Short sighted leadership with no clear goals....
I agree with the sentiment of that statement. I believe that the only way we could achieve that goal would be if everyone was on the same page. How would you go about getting that? Right now, more people are interested in what colour shoes celeb. X. is wearing than with the sentiment in your statement. I just cannot see how or when the sentiment if your post would come to pass. Derfinitely not in my life time and not in the life time of anyone that will be born in the next 100 years - hell maybe not even in the life time of someone born in 500 years from now.
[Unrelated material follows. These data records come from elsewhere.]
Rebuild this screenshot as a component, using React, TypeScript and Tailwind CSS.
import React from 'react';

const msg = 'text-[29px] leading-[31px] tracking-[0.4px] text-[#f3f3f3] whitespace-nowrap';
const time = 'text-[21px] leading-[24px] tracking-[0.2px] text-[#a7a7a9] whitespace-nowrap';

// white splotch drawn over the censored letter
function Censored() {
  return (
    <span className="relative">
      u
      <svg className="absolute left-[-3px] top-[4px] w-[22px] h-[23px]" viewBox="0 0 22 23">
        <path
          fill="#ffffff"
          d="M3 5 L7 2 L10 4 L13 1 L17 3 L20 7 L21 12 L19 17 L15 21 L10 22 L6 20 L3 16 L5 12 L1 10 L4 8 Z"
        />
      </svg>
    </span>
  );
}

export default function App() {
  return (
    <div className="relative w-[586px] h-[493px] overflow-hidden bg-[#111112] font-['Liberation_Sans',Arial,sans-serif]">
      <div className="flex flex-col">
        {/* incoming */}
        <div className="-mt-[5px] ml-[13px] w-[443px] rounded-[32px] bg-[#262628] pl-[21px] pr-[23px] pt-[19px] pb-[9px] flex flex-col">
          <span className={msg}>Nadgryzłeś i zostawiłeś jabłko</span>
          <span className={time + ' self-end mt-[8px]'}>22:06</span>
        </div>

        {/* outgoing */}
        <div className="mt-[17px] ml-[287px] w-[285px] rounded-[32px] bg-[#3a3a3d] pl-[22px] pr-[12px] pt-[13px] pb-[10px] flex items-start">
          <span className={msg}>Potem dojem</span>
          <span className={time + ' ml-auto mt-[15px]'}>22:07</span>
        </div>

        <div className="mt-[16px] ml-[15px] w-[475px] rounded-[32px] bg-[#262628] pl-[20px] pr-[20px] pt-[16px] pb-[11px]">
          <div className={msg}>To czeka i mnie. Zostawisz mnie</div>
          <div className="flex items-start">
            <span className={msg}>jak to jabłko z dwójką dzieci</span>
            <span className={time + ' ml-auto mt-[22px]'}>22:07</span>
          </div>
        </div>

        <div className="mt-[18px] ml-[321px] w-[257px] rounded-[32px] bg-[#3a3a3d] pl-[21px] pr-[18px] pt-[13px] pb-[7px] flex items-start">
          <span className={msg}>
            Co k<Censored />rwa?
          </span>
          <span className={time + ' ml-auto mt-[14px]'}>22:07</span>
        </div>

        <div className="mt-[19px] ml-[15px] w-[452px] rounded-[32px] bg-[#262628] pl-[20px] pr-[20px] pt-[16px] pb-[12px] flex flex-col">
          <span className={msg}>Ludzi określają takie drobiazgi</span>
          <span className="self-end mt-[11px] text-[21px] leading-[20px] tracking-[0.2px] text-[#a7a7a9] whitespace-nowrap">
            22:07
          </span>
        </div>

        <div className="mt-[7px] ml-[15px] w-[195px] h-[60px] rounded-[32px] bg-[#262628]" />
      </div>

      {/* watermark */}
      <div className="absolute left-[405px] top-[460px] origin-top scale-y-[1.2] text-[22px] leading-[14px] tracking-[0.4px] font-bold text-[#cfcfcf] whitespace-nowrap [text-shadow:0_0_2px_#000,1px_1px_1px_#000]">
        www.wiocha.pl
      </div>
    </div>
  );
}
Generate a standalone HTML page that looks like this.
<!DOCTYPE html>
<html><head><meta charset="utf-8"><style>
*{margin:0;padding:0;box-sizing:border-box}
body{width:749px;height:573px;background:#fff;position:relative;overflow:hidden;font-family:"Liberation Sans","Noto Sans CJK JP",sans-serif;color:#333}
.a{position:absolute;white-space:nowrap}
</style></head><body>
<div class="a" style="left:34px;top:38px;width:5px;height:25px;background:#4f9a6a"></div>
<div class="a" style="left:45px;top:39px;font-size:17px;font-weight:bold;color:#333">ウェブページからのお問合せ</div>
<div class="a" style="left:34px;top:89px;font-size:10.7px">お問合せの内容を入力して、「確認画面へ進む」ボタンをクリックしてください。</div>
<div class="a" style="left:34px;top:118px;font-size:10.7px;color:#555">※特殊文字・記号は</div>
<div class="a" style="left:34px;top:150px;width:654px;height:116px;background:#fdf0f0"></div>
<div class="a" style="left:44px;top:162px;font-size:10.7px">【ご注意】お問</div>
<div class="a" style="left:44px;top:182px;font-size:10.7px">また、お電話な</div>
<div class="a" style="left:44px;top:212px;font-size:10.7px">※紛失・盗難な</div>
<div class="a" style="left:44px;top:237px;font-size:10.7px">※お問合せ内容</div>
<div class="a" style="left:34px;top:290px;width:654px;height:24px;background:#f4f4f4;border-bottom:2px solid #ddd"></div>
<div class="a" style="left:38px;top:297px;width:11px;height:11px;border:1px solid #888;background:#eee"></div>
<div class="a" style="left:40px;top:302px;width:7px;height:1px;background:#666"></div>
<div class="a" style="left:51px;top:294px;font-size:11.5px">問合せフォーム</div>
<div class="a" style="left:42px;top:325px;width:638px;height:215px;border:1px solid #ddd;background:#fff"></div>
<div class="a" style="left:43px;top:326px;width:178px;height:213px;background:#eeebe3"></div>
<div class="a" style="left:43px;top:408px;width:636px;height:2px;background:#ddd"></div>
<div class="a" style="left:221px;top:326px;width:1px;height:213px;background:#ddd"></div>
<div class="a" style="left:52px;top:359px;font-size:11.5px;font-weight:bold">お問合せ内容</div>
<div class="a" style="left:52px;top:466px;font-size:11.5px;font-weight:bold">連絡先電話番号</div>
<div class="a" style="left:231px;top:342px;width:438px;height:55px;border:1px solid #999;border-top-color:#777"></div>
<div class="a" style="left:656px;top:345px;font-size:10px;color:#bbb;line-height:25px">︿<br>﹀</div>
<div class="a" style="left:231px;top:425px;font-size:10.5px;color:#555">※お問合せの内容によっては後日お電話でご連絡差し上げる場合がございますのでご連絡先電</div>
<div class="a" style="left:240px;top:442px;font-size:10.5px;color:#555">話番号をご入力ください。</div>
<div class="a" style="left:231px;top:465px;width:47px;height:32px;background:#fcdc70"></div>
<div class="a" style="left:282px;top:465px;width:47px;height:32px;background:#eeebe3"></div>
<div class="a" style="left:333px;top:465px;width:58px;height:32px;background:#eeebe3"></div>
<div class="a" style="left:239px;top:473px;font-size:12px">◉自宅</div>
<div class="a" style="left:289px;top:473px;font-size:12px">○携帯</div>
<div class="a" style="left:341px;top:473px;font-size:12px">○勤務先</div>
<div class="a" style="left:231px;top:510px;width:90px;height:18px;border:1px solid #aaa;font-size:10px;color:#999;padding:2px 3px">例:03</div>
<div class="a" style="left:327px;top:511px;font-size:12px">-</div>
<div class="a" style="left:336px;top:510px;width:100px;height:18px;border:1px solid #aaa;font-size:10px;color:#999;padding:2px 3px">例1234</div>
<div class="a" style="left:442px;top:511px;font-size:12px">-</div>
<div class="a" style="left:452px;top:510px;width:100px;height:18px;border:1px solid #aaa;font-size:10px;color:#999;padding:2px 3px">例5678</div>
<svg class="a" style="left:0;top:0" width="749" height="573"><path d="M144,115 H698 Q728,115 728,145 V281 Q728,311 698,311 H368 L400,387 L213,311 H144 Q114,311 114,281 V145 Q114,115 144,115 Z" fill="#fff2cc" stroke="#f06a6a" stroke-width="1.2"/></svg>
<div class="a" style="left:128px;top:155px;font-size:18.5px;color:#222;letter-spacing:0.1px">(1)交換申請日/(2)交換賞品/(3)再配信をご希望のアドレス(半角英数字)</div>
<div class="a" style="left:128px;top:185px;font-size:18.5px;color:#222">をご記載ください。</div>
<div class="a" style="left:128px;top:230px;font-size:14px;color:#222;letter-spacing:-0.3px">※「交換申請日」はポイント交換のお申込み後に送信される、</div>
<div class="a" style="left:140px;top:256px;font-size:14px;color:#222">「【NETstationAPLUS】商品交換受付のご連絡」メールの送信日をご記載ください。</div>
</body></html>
I think that the problem isn't with leadership or goals. They've got that in spades. What is lacking is a dose of realism. NASA really seems to think that whatever bill they present for their wonder-rocket(s) will be paid in full and advance without question. NASA has never bothered to plan shuttle replacement under a budget. The EELV phase 1 and DIRECT plans both do so, which is their advantage.I had to grin when one of the Augustine panel members said that the agency has to be willing to sacrifice capability because of cost. That is one thing that the 'orthodox' CxP plan does not do. It assumes that the only priority is to maximise capability on paper and that budget and engineering issues can be handwaved away later.